Wherever the word "page" turns up in a line of the entries, copy that line.
*****
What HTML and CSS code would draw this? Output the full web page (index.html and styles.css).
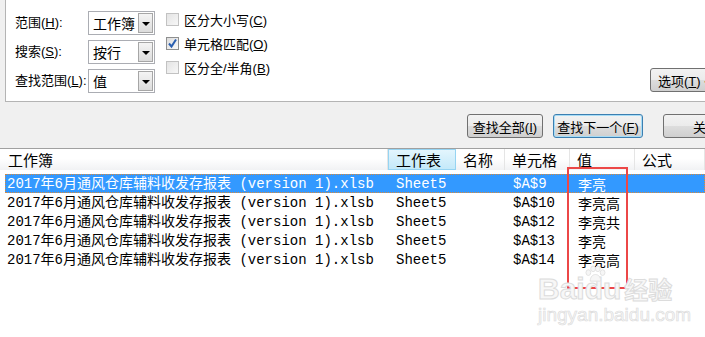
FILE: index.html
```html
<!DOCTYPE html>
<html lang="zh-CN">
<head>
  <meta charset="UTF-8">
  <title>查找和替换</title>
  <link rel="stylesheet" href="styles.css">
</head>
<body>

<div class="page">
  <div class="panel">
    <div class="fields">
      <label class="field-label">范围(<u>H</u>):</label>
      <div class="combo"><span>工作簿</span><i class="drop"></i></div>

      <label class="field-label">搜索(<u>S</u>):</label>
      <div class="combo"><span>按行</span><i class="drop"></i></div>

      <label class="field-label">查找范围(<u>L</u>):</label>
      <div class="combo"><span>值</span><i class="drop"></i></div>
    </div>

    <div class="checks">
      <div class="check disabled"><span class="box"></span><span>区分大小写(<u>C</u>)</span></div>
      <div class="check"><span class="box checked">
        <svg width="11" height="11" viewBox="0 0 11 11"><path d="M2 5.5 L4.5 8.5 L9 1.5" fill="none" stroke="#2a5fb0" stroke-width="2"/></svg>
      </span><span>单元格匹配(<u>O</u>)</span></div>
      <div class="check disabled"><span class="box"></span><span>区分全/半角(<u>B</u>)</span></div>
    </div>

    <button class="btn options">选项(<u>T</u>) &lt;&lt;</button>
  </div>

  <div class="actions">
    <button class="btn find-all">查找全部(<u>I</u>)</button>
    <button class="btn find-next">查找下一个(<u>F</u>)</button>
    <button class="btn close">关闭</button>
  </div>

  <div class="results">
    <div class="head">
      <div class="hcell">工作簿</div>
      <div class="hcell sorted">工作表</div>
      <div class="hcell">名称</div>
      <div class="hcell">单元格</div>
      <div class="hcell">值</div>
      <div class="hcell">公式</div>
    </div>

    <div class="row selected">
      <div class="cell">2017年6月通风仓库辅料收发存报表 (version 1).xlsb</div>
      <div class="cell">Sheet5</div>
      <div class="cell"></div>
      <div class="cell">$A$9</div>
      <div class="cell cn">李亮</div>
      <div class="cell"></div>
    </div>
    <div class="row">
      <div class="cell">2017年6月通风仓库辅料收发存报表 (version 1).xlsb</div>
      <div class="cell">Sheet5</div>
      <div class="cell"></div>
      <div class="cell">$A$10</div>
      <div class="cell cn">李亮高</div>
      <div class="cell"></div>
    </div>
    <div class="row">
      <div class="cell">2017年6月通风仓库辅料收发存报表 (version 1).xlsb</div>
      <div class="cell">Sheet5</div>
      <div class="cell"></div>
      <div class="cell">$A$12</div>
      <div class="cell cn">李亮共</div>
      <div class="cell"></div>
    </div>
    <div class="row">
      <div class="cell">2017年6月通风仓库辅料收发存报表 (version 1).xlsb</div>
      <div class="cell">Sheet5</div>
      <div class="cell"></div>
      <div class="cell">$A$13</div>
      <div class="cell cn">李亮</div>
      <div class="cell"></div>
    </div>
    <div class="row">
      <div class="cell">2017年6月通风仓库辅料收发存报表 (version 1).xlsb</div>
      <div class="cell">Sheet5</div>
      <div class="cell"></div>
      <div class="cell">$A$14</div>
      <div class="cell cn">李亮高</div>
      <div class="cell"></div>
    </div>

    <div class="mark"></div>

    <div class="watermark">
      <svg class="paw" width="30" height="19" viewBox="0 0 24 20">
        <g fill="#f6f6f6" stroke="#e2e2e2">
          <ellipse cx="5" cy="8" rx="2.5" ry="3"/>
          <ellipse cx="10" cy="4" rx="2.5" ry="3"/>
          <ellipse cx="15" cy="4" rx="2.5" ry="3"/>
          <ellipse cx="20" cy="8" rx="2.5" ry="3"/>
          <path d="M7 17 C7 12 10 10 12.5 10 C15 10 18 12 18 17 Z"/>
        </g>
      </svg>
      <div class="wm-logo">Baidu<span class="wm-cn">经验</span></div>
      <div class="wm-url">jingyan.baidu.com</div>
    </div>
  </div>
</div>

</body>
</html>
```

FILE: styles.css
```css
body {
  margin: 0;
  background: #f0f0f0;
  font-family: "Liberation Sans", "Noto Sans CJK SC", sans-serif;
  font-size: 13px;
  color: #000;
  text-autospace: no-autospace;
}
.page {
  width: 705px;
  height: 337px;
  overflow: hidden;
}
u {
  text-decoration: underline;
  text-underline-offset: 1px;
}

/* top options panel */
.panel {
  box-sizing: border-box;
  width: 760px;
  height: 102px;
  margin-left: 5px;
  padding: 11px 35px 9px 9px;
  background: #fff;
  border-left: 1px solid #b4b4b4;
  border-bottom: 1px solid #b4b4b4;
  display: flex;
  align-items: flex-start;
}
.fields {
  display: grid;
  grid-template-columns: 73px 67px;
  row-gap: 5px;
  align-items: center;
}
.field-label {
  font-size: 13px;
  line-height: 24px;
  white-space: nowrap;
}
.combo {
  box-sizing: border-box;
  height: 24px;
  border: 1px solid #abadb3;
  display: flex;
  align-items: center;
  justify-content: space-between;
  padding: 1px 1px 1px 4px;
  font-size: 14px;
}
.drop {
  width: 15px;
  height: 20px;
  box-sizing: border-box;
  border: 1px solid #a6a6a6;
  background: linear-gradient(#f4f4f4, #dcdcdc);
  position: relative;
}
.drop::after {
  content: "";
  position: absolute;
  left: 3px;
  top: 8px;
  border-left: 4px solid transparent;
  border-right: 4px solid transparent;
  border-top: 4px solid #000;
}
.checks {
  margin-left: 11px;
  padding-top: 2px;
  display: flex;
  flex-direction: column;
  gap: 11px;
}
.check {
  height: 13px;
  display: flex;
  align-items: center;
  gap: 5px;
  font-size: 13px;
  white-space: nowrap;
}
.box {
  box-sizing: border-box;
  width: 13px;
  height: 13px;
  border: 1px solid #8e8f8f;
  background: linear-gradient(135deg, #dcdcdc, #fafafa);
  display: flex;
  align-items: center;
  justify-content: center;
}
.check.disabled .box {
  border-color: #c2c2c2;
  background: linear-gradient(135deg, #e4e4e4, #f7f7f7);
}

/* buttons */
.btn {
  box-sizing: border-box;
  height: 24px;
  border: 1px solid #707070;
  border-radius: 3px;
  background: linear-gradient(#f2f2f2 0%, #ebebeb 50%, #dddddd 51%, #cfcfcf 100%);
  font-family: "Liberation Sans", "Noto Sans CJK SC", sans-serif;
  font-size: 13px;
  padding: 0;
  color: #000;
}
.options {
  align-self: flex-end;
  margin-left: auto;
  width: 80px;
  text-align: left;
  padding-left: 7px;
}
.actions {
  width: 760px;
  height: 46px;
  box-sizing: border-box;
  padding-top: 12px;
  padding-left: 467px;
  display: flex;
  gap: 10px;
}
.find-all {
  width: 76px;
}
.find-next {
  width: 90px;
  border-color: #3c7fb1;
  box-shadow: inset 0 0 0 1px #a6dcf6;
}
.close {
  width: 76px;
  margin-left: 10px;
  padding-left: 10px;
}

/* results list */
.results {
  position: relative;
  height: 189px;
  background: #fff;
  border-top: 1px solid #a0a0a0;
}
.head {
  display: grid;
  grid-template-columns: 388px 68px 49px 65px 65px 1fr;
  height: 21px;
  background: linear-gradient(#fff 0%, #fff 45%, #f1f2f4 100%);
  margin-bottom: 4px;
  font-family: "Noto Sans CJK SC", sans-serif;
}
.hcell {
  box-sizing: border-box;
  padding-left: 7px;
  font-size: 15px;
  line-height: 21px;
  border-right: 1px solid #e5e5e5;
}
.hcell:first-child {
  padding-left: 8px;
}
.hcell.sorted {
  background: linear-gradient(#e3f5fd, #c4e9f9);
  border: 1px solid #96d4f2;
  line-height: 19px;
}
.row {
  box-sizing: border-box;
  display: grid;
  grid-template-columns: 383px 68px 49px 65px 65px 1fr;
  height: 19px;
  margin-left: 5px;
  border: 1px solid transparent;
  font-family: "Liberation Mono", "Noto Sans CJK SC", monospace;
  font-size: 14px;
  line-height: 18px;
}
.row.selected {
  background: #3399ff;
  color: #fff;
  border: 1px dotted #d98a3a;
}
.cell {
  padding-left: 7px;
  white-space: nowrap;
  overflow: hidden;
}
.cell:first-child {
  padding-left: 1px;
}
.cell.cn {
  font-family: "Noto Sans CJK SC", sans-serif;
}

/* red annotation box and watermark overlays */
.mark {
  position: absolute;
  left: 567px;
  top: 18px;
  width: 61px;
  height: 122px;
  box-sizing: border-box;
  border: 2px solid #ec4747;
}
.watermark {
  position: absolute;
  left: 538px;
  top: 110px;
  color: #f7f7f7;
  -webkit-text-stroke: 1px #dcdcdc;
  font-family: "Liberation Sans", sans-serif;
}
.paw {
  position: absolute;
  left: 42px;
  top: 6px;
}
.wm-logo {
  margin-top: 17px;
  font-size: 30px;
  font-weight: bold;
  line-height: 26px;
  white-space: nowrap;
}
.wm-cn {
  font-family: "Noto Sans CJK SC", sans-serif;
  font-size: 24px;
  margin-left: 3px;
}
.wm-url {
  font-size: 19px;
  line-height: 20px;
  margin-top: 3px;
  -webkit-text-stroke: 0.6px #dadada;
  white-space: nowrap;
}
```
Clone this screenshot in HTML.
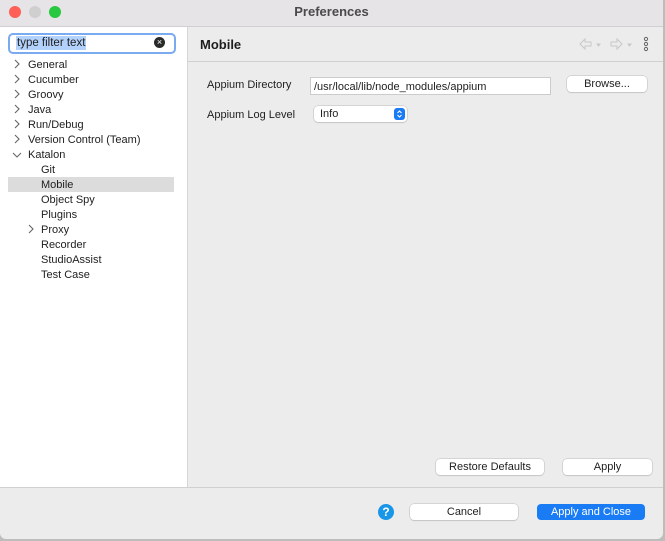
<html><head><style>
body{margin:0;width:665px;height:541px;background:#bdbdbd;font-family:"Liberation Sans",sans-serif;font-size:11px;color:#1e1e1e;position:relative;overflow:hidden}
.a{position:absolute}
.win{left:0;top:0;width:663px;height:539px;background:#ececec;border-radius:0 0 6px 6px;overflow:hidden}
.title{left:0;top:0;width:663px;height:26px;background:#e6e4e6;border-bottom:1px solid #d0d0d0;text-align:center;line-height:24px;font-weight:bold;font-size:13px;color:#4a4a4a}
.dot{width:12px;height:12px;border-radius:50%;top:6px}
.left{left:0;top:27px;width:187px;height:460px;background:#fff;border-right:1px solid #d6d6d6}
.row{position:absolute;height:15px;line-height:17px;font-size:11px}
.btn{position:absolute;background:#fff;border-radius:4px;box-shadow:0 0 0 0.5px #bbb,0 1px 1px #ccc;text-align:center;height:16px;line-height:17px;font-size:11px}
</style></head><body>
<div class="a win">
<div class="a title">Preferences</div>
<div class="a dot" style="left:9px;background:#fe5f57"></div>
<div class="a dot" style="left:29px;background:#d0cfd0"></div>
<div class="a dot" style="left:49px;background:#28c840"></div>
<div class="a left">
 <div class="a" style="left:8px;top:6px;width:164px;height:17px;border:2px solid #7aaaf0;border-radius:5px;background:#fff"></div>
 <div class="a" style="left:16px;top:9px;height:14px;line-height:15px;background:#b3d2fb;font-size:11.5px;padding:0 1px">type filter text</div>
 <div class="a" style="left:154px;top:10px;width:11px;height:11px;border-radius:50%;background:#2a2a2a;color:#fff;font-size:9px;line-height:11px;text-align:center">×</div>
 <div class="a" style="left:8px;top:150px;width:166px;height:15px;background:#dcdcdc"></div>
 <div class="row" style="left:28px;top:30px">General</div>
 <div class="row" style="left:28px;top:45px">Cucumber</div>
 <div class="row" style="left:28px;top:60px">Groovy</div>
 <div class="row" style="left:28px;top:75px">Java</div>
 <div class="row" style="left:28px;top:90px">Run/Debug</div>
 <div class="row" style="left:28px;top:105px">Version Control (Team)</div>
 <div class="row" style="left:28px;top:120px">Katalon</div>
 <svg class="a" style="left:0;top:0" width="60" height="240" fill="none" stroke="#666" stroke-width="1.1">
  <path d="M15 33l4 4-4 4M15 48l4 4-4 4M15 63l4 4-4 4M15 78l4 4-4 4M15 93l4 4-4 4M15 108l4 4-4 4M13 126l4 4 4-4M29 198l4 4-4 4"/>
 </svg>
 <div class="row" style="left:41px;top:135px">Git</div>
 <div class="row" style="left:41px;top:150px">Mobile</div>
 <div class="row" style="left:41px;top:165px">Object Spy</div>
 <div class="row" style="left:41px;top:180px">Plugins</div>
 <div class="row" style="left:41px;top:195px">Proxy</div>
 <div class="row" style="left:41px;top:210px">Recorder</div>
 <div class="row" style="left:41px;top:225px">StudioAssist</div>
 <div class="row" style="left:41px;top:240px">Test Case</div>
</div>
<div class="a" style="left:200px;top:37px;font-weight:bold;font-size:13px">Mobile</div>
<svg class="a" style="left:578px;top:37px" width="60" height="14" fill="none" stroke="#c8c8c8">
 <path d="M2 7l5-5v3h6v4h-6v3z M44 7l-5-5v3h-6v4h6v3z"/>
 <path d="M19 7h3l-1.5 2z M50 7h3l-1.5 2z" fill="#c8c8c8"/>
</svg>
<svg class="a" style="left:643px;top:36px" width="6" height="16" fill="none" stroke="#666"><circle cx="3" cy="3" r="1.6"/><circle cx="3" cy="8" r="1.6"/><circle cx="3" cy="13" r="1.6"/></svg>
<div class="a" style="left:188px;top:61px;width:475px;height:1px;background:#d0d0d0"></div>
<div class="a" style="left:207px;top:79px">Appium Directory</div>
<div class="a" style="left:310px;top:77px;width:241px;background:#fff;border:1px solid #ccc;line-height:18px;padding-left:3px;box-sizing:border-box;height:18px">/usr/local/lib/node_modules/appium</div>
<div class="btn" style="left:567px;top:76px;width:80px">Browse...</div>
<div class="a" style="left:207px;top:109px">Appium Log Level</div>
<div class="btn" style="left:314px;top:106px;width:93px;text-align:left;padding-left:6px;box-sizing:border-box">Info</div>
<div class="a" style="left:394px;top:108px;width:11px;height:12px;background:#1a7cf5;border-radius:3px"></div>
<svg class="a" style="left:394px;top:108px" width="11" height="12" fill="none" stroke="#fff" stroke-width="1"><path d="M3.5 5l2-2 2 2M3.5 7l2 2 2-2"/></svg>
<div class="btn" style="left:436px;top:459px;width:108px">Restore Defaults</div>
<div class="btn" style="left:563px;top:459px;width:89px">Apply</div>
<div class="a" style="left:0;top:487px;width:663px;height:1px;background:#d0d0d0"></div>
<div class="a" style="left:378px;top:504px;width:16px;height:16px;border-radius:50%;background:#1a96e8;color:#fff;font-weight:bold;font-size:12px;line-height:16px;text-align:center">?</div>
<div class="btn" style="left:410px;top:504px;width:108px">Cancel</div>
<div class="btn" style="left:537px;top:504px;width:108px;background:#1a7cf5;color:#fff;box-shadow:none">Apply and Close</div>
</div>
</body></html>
*****
The response:
What HTML and CSS code would draw this? Output the full web page (index.html and styles.css).
<div class="page">
.page {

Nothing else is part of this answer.